The real struggle is with my addiction to To-Do Lists. I have other Lists for this summer.

  • All the things I need to do to be better prepared for the next school year. (As though,after 33 years in the classroom,I am unprepared.  Still…)
  • All the things I need to do around the house because it fell into near total chaos during the school year.  Only the bi-weekly sprint to tidy before the cleaning ladies arrived saved us from total disaster.
  • All the things I need to do to be the perfectly healthy individual that everyone else I know is.  Or at least so I can visit the doctor for a checkup and not cringe.
  • All the people I am going to invite over because I don’t have the overstimulation of the work week as an excuse and because introverts love to spend their vacation hosting events.  (FYI, for an introvert, hosting more than 2 people is an event.  So if I invite just two of you over,  consider than an act of love.  More than two, I am sacrificing myself on your behalf.)
  • All the summery fun things I need to do to feel like I had a vacation.

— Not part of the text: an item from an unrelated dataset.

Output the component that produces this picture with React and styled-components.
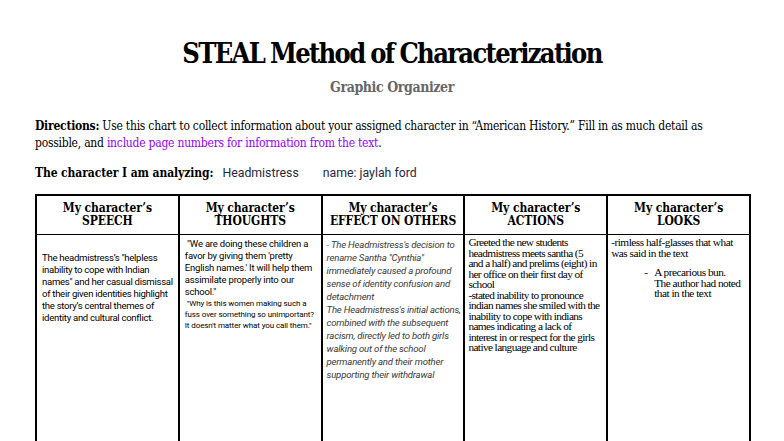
import React from "react";
import styled, { createGlobalStyle } from "styled-components";

const Global = createGlobalStyle`
  html, body { margin: 0; padding: 0; background: #fff; }
  body { font-family: "Liberation Serif", serif; color: #000; overflow: hidden; }
`;

const SERIF = '"DejaVu Serif Condensed", "DejaVu Serif", serif';

const Page = styled.div`
  width: 784px;
  height: 441px;
  box-sizing: border-box;
  padding: 38px 35px 0 35px;
  display: flex;
  flex-direction: column;
  overflow: hidden;
`;

const Title = styled.h1`
  margin: 0;
  text-align: center;
  font-family: ${SERIF};
  font-weight: 900;
  font-size: 27px;
  line-height: 32px;
  letter-spacing: -1.65px;
  word-spacing: -1px;
  color: #000;
`;

const Subtitle = styled.h2`
  margin: 8px 0 0 0;
  text-align: center;
  font-family: ${SERIF};
  font-weight: 700;
  font-size: 14px;
  line-height: 18px;
  letter-spacing: -0.4px;
  color: #666;
`;

const Directions = styled.p`
  margin: 22px 0 0 0;
  font-family: ${SERIF};
  font-size: 12px;
  line-height: 17px;
  letter-spacing: -0.24px;
  color: #000;
`;

const Strong = styled.b`
  font-weight: 700;
`;

const Purple = styled.span`
  color: #9900ff;
`;

const CharLine = styled.div`
  margin-top: 14px;
  display: flex;
  align-items: baseline;
  font-family: ${SERIF};
  font-size: 12px;
  font-weight: 700;
  letter-spacing: -0.1px;
`;

const Answer = styled.span`
  font-family: Roboto, "Liberation Sans", sans-serif;
  font-weight: 400;
  font-size: 12.3px;
  color: #1f2a44;
  letter-spacing: 0;
  margin-left: ${(p) => p.$gap || 6}px;
`;

const Table = styled.div`
  margin-top: 14px;
  width: 714px;
  display: grid;
  grid-template-columns: repeat(5, minmax(0, 1fr));
  grid-template-rows: 39px 220px;
  border-top: 2px solid #000;
  border-left: 2px solid #000;
`;

const HeadCell = styled.div`
  border-right: 2px solid #000;
  border-bottom: 1px solid #000;
  display: flex;
  flex-direction: column;
  align-items: center;
  justify-content: center;
  font-family: ${SERIF};
  font-weight: 700;
  font-size: 12px;
  line-height: 13.5px;
  letter-spacing: -0.1px;
  text-align: center;
  white-space: nowrap;
`;

const BodyCell = styled.div`
  min-width: 0;
  overflow: hidden;
  border-right: 2px solid #000;
  padding: ${(p) => p.$pt || 4}px 2px 0 ${(p) => p.$pl || 5}px;
  font-family: ${(p) =>
    p.$serif ? '"Liberation Serif", serif' : 'Roboto, "Liberation Sans", sans-serif'};
  font-style: ${(p) => (p.$italic ? "italic" : "normal")};
  color: ${(p) => p.$color || "#000"};
  font-size: ${(p) => p.$size || 9.5}px;
  line-height: ${(p) => p.$lh || 12}px;
  letter-spacing: ${(p) => p.$ls || 0}px;
`;

const Line = styled.div`
  white-space: nowrap;
`;

const Small = styled.div`
  font-size: 8px;
  line-height: 11px;
  letter-spacing: -0.1px;
`;

const Bullet = styled.div`
  display: flex;
  margin-top: 9px;
  padding-left: 33px;
`;

const Dash = styled.span`
  width: 10px;
  flex: none;
`;

const headers = ["SPEECH", "THOUGHTS", "EFFECT ON OTHERS", "ACTIONS", "LOOKS"];

const effectLines = [
  "- The Headmistress's decision to",
  'rename Santha "Cynthia"',
  "immediately caused a profound",
  "sense of identity confusion and",
  "detachment",
  "The Headmistress's initial actions,",
  "combined with the subsequent",
  "racism, directly led to both girls",
  "walking out of the school",
  "permanently and their mother",
  "supporting their withdrawal",
];

const actionLines = [
  "Greeted the new students",
  "headmistress meets santha (5",
  "and a half) and prelims (eight) in",
  "her office on their first day of",
  "school",
  "-stated inability to pronounce",
  "indian names she smiled with the",
  "inability to cope with indians",
  "names indicating a lack of",
  "interest in or respect for the girls",
  "native language and culture",
];

export default function App() {
  return (
    <>
      <Global />
      <Page>
        <Title>STEAL Method of Characterization</Title>
        <Subtitle>Graphic Organizer</Subtitle>
        <Directions>
          <Strong>Directions:</Strong> Use this chart to collect information about your assigned
          character in “American History.” Fill in as much detail as
          <br />
          possible, and <Purple>include page numbers for information from the text</Purple>.
        </Directions>
        <CharLine>
          The character I am analyzing:
          <Answer $gap={9}>Headmistress</Answer>
          <Answer $gap={24}>name: jaylah ford</Answer>
        </CharLine>
        <Table>
          {headers.map((h) => (
            <HeadCell key={h}>
              <span>My character’s</span>
              <span>{h}</span>
            </HeadCell>
          ))}
          <BodyCell $pt={17} $size={9.6} $lh={12} $ls={-0.3}>
            The headmistress’s "helpless inability to cope with Indian names" and her casual
            dismissal of their given identities highlight the story’s central themes of identity
            and cultural conflict.
          </BodyCell>
          <BodyCell $pt={3} $size={9.5} $lh={12} $ls={-0.2}>
            &nbsp;"We are doing these children a favor by giving them 'pretty English names.' It
            will help them assimilate properly into our school."
            <Small>
              &nbsp;"Why is this women making such a fuss over something so unimportant? It doesn't
              matter what you call them."
            </Small>
          </BodyCell>
          <BodyCell $pt={3} $pl={4} $italic $color="#3a3a3a" $size={9.6} $lh={13} $ls={-0.2}>
            {effectLines.map((l, i) => (
              <Line key={i}>{l}</Line>
            ))}
          </BodyCell>
          <BodyCell $pt={2} $pl={3} $serif $size={11.3} $lh={10.5} $ls={-0.6}>
            {actionLines.map((l, i) => (
              <Line key={i}>{l}</Line>
            ))}
          </BodyCell>
          <BodyCell $pt={2} $pl={3} $serif $size={11.3} $lh={10.5} $ls={-0.5}>
            -rimless half-glasses that what was said in the text
            <Bullet>
              <Dash>-</Dash>
              <span>
                A precarious bun.
                <br />
                The author had noted that in the text
              </span>
            </Bullet>
          </BodyCell>
        </Table>
      </Page>
    </>
  );
}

So, yeah, the list of Lists is fraught with opportunities for failure.  There is no way to do this.  And each of these Lists comes with Sub-Lists.  And yet I need the Lists or I will do nothing.  It’s like my WeekSheet of lesson plans.  I may not get everything done by Friday,  but I come a whole lot closer if I work to the plan.

A missionary to Cameroon shared at church last Sunday his struggle with being back in the States for a year.  The Africans have a saying, “Westerners have clocks; Africans have time.” It is hard to shift from one timeframe to another.  That really resonated with my launch into summer.  I have a “need” To Do while simultaneously desiring a break from the tyranny of doing.  I long to discern the difference between maximizing my minutes and fully living in time. I long for a compromise between the list the top of this page and the List of Lists lurking beneath it.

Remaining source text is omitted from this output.